• The problem: Give every line back verbatim, dropping all images.
>> Begin Recorded data
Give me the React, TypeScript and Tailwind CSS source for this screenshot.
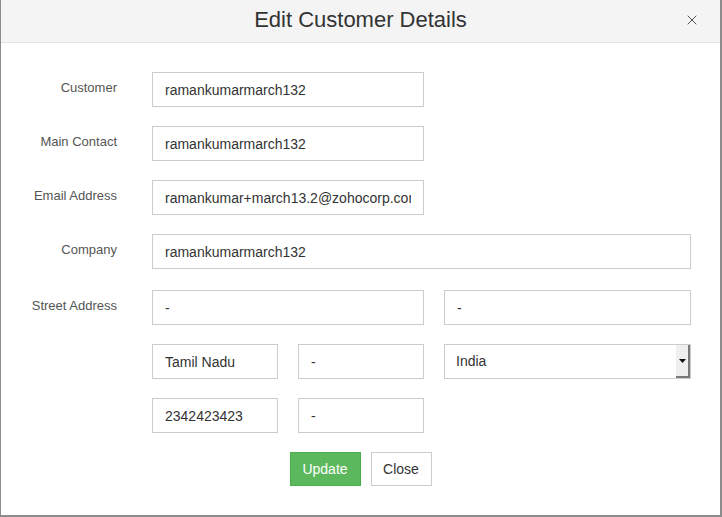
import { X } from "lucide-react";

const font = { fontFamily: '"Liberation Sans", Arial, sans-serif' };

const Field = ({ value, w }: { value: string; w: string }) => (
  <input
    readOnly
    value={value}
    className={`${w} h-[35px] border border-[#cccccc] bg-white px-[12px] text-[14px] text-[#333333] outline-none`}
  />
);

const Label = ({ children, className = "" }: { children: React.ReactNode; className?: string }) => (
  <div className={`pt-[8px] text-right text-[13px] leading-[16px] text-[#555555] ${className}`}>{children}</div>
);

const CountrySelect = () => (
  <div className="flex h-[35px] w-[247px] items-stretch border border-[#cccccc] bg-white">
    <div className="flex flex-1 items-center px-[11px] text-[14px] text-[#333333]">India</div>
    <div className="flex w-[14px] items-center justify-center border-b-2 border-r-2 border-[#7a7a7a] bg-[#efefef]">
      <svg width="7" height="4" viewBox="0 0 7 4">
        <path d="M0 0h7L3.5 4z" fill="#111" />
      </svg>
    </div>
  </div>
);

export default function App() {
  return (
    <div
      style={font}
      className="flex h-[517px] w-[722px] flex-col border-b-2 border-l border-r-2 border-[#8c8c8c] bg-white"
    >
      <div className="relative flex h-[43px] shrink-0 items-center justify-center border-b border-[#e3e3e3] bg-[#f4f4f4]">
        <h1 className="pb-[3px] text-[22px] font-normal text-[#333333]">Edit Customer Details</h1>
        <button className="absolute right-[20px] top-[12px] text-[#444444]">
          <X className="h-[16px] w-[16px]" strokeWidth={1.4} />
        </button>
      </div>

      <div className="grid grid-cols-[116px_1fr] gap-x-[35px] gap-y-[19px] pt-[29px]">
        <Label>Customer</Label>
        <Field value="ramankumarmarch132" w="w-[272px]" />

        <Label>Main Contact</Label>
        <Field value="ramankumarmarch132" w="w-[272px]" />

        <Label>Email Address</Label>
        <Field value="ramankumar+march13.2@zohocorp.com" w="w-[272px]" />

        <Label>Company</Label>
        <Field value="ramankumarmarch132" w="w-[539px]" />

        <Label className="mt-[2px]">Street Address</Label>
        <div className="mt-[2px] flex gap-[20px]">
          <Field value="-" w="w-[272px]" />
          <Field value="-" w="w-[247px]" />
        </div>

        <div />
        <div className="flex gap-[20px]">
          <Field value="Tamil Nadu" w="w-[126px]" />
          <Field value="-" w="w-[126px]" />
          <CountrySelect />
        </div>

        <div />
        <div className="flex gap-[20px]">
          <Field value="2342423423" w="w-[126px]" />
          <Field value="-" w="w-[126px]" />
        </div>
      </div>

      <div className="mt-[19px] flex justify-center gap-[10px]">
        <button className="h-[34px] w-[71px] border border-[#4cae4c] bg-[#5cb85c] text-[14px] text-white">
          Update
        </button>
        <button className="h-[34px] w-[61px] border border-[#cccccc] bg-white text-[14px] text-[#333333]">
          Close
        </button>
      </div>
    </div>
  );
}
>> End Recorded data
• Finished task:
Give me the React, TypeScript and Tailwind CSS source for this screenshot.
import { X } from "lucide-react";

const font = { fontFamily: '"Liberation Sans", Arial, sans-serif' };

const Field = ({ value, w }: { value: string; w: string }) => (
  <input
    readOnly
    value={value}
    className={`${w} h-[35px] border border-[#cccccc] bg-white px-[12px] text-[14px] text-[#333333] outline-none`}
  />
);

const Label = ({ children, className = "" }: { children: React.ReactNode; className?: string }) => (
  <div className={`pt-[8px] text-right text-[13px] leading-[16px] text-[#555555] ${className}`}>{children}</div>
);

const CountrySelect = () => (
  <div className="flex h-[35px] w-[247px] items-stretch border border-[#cccccc] bg-white">
    <div className="flex flex-1 items-center px-[11px] text-[14px] text-[#333333]">India</div>
    <div className="flex w-[14px] items-center justify-center border-b-2 border-r-2 border-[#7a7a7a] bg-[#efefef]">
      <svg width="7" height="4" viewBox="0 0 7 4">
        <path d="M0 0h7L3.5 4z" fill="#111" />
      </svg>
    </div>
  </div>
);

export default function App() {
  return (
    <div
      style={font}
      className="flex h-[517px] w-[722px] flex-col border-b-2 border-l border-r-2 border-[#8c8c8c] bg-white"
    >
      <div className="relative flex h-[43px] shrink-0 items-center justify-center border-b border-[#e3e3e3] bg-[#f4f4f4]">
        <h1 className="pb-[3px] text-[22px] font-normal text-[#333333]">Edit Customer Details</h1>
        <button className="absolute right-[20px] top-[12px] text-[#444444]">
          <X className="h-[16px] w-[16px]" strokeWidth={1.4} />
        </button>
      </div>

      <div className="grid grid-cols-[116px_1fr] gap-x-[35px] gap-y-[19px] pt-[29px]">
        <Label>Customer</Label>
        <Field value="ramankumarmarch132" w="w-[272px]" />

        <Label>Main Contact</Label>
        <Field value="ramankumarmarch132" w="w-[272px]" />

        <Label>Email Address</Label>
        <Field value="ramankumar+march13.2@zohocorp.com" w="w-[272px]" />

        <Label>Company</Label>
        <Field value="ramankumarmarch132" w="w-[539px]" />

        <Label className="mt-[2px]">Street Address</Label>
        <div className="mt-[2px] flex gap-[20px]">
          <Field value="-" w="w-[272px]" />
          <Field value="-" w="w-[247px]" />
        </div>

        <div />
        <div className="flex gap-[20px]">
          <Field value="Tamil Nadu" w="w-[126px]" />
          <Field value="-" w="w-[126px]" />
          <CountrySelect />
        </div>

        <div />
        <div className="flex gap-[20px]">
          <Field value="2342423423" w="w-[126px]" />
          <Field value="-" w="w-[126px]" />
        </div>
      </div>

      <div className="mt-[19px] flex justify-center gap-[10px]">
        <button className="h-[34px] w-[71px] border border-[#4cae4c] bg-[#5cb85c] text-[14px] text-white">
          Update
        </button>
        <button className="h-[34px] w-[61px] border border-[#cccccc] bg-white text-[14px] text-[#333333]">
          Close
        </button>
      </div>
    </div>
  );
}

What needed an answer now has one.